--- The request ---
Give the listing again exactly, omitting its images.

--- Provided data ---
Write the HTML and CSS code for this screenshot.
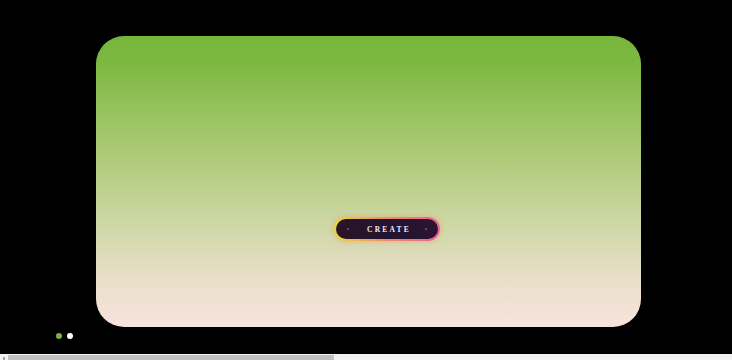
FILE: index.html
```html
<!DOCTYPE html>
<html>
<head>
<meta charset="utf-8">
<link rel="stylesheet" href="styles.css">
</head>
<body>
<div class="scroller">
  <div class="track">
    <section class="slide">
      <div class="card">
        <button class="create">
          <span class="spark"></span>
          <span class="label">CREATE</span>
          <span class="spark"></span>
        </button>
      </div>
      <div class="dots">
        <span class="dot active"></span>
        <span class="dot"></span>
      </div>
    </section>
    <section class="slide"></section>
  </div>
  <div class="hscroll">
    <span class="arrow"></span>
    <span class="thumb"></span>
  </div>
</div>
</body>
</html>
```
FILE: styles.css
```css
html, body {
  margin: 0;
  padding: 0;
  background: #000;
  overflow: hidden;
  width: 732px;
  height: 360px;
}
.scroller {
  position: relative;
  width: 732px;
  height: 360px;
  overflow: hidden;
}
.track {
  display: flex;
  width: 1600px;
}
.slide {
  flex: none;
  width: 732px;
  padding: 36px 0 0 96px;
  box-sizing: border-box;
}
.card {
  width: 545px;
  height: 291px;
  border-radius: 28px;
  background: linear-gradient(180deg, #76b63a 0%, #7bb840 8%, #a4c76d 35%, #cbd6a1 62%, #eae0cc 85%, #f8e3dc 100%);
  display: flex;
  justify-content: center;
  box-sizing: border-box;
  padding: 181px 0 0 37px;
}
.create {
  width: 106px;
  height: 24px;
  border-radius: 12px;
  border: 2px solid transparent;
  background:
    linear-gradient(90deg, #2a1428, #241330 50%, #2b1432) padding-box,
    linear-gradient(90deg, #ead83a, #f08a70 50%, #ec5f9a) border-box;
  box-shadow: 0 0 4px rgba(240, 200, 90, 0.55), 0 0 5px rgba(236, 100, 150, 0.35);
  display: flex;
  align-items: center;
  justify-content: space-between;
  padding: 0 11px;
  box-sizing: border-box;
  cursor: pointer;
}
.label {
  font-family: "Liberation Serif", "DejaVu Serif", serif;
  font-weight: bold;
  font-size: 7.5px;
  letter-spacing: 2.2px;
  color: #f4eef4;
  margin-left: 4px;
}
.spark {
  width: 2px;
  height: 2px;
  border-radius: 50%;
  background: rgba(160, 140, 150, 0.6);
}
.dots {
  display: flex;
  gap: 5px;
  margin: 6px 0 0 -40px;
}
.dot {
  width: 6px;
  height: 6px;
  border-radius: 50%;
  background: #fff;
}
.dot.active {
  background: #7cb342;
}
.hscroll {
  position: absolute;
  left: 0;
  right: 0;
  bottom: 0;
  height: 6px;
  background: #f1f1f1;
  display: flex;
  align-items: flex-start;
}
.arrow {
  width: 8px;
  height: 6px;
  position: relative;
  flex: none;
}
.arrow::after {
  content: "";
  position: absolute;
  left: 3px;
  top: 3px;
  width: 2px;
  height: 3px;
  background: #a3a3a3;
}
.thumb {
  width: 326px;
  height: 6px;
  margin-top: 1px;
  background: #c1c1c1;
  flex: none;
}
```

--- Exercise solution ---
Write the HTML and CSS code for this screenshot.
FILE: index.html
```html
<!DOCTYPE html>
<html>
<head>
<meta charset="utf-8">
<link rel="stylesheet" href="styles.css">
</head>
<body>
<div class="scroller">
  <div class="track">
    <section class="slide">
      <div class="card">
        <button class="create">
          <span class="spark"></span>
          <span class="label">CREATE</span>
          <span class="spark"></span>
        </button>
      </div>
      <div class="dots">
        <span class="dot active"></span>
        <span class="dot"></span>
      </div>
    </section>
    <section class="slide"></section>
  </div>
  <div class="hscroll">
    <span class="arrow"></span>
    <span class="thumb"></span>
  </div>
</div>
</body>
</html>
```
FILE: styles.css
```css
html, body {
  margin: 0;
  padding: 0;
  background: #000;
  overflow: hidden;
  width: 732px;
  height: 360px;
}
.scroller {
  position: relative;
  width: 732px;
  height: 360px;
  overflow: hidden;
}
.track {
  display: flex;
  width: 1600px;
}
.slide {
  flex: none;
  width: 732px;
  padding: 36px 0 0 96px;
  box-sizing: border-box;
}
.card {
  width: 545px;
  height: 291px;
  border-radius: 28px;
  background: linear-gradient(180deg, #76b63a 0%, #7bb840 8%, #a4c76d 35%, #cbd6a1 62%, #eae0cc 85%, #f8e3dc 100%);
  display: flex;
  justify-content: center;
  box-sizing: border-box;
  padding: 181px 0 0 37px;
}
.create {
  width: 106px;
  height: 24px;
  border-radius: 12px;
  border: 2px solid transparent;
  background:
    linear-gradient(90deg, #2a1428, #241330 50%, #2b1432) padding-box,
    linear-gradient(90deg, #ead83a, #f08a70 50%, #ec5f9a) border-box;
  box-shadow: 0 0 4px rgba(240, 200, 90, 0.55), 0 0 5px rgba(236, 100, 150, 0.35);
  display: flex;
  align-items: center;
  justify-content: space-between;
  padding: 0 11px;
  box-sizing: border-box;
  cursor: pointer;
}
.label {
  font-family: "Liberation Serif", "DejaVu Serif", serif;
  font-weight: bold;
  font-size: 7.5px;
  letter-spacing: 2.2px;
  color: #f4eef4;
  margin-left: 4px;
}
.spark {
  width: 2px;
  height: 2px;
  border-radius: 50%;
  background: rgba(160, 140, 150, 0.6);
}
.dots {
  display: flex;
  gap: 5px;
  margin: 6px 0 0 -40px;
}
.dot {
  width: 6px;
  height: 6px;
  border-radius: 50%;
  background: #fff;
}
.dot.active {
  background: #7cb342;
}
.hscroll {
  position: absolute;
  left: 0;
  right: 0;
  bottom: 0;
  height: 6px;
  background: #f1f1f1;
  display: flex;
  align-items: flex-start;
}
.arrow {
  width: 8px;
  height: 6px;
  position: relative;
  flex: none;
}
.arrow::after {
  content: "";
  position: absolute;
  left: 3px;
  top: 3px;
  width: 2px;
  height: 3px;
  background: #a3a3a3;
}
.thumb {
  width: 326px;
  height: 6px;
  margin-top: 1px;
  background: #c1c1c1;
  flex: none;
}
```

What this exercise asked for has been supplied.